▸ **Exercise brief**:
Copy exactly the stretch of lines from the one holding "Convert this screenshot" through the last line of the data below, inclusive. Leave out pictures.

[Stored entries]
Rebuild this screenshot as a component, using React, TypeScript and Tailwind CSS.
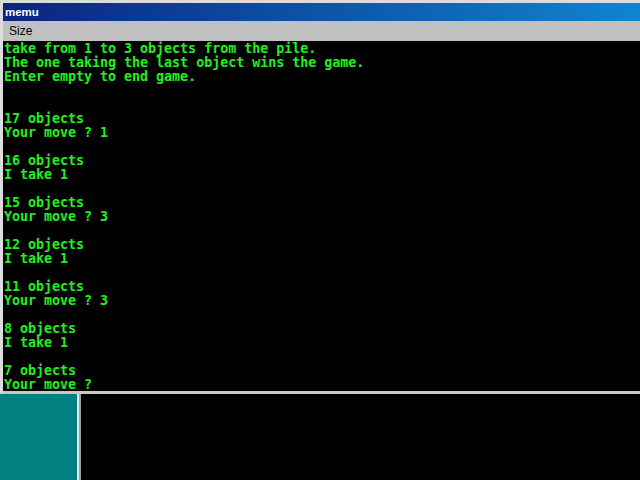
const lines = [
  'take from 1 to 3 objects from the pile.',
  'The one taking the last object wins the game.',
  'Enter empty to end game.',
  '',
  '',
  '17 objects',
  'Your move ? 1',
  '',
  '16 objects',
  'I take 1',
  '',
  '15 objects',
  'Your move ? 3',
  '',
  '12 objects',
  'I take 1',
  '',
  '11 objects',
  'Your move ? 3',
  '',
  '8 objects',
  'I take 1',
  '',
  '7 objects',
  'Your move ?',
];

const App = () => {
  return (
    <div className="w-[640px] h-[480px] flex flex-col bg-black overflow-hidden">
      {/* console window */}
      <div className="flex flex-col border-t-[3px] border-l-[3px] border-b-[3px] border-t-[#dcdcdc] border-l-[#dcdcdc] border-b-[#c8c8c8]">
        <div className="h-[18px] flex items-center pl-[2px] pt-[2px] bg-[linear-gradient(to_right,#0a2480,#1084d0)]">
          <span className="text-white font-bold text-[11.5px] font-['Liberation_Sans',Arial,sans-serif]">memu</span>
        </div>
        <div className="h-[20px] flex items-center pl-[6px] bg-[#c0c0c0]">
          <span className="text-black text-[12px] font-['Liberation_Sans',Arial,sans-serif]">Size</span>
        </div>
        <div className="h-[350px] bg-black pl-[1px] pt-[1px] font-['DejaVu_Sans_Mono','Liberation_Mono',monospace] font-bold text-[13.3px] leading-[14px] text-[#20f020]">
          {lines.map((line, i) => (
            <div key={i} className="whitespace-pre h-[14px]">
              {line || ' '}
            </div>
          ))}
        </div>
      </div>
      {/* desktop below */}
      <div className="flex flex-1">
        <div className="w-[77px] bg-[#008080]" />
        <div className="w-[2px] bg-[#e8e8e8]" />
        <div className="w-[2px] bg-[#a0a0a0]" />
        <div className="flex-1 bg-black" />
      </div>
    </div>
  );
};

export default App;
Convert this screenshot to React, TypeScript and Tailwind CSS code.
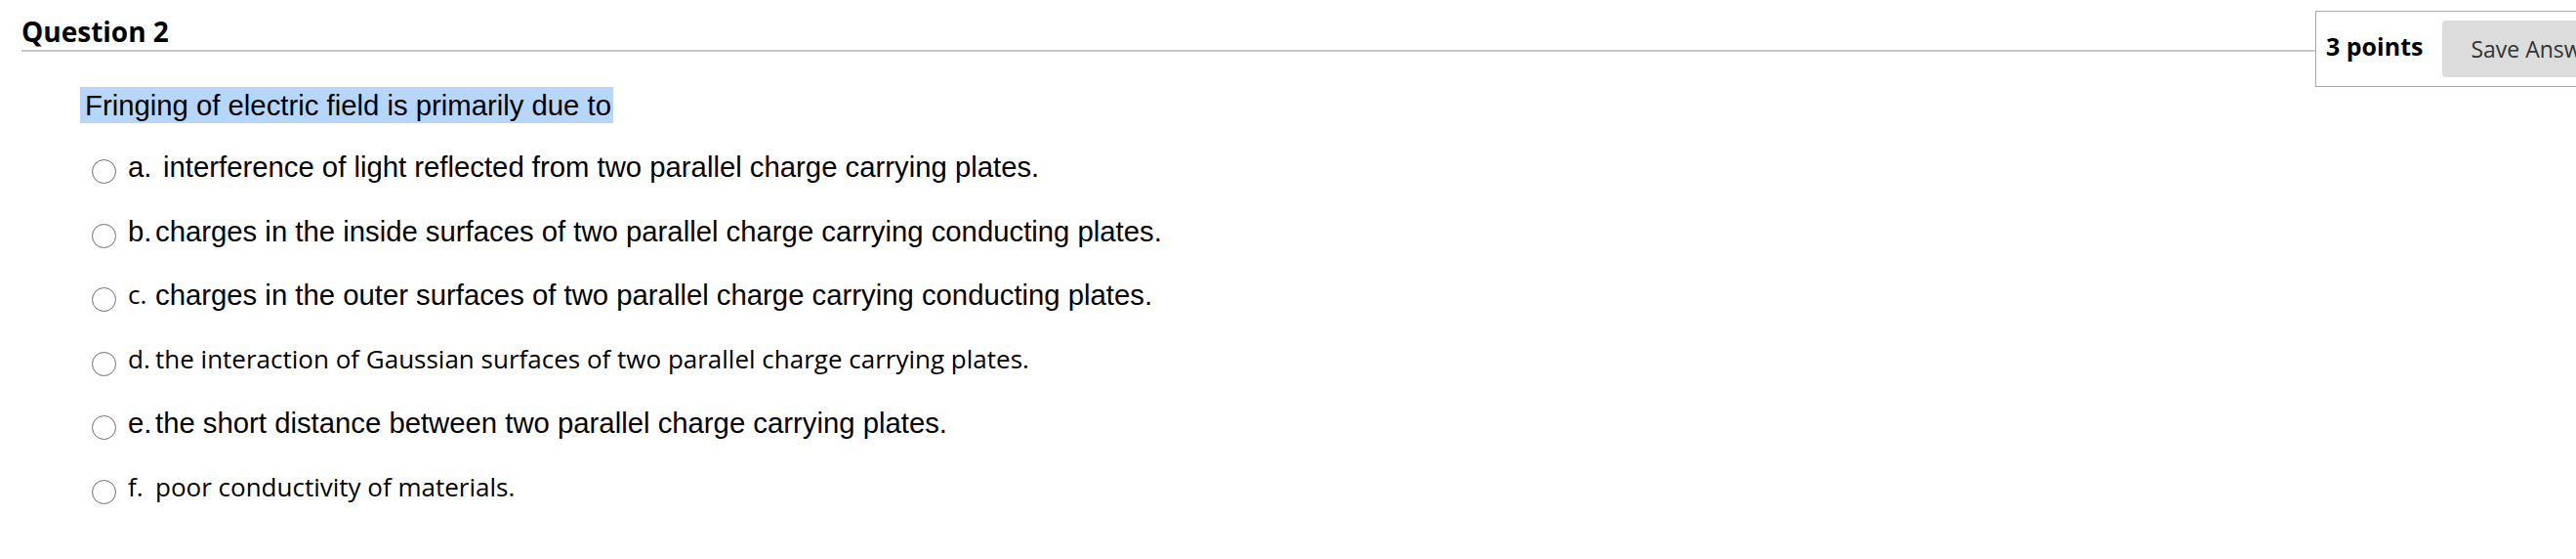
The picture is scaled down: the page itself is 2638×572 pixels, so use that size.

▸ **Exercise output**:
Convert this screenshot to React, TypeScript and Tailwind CSS code.
The picture is scaled down: the page itself is 2638×572 pixels, so use that size.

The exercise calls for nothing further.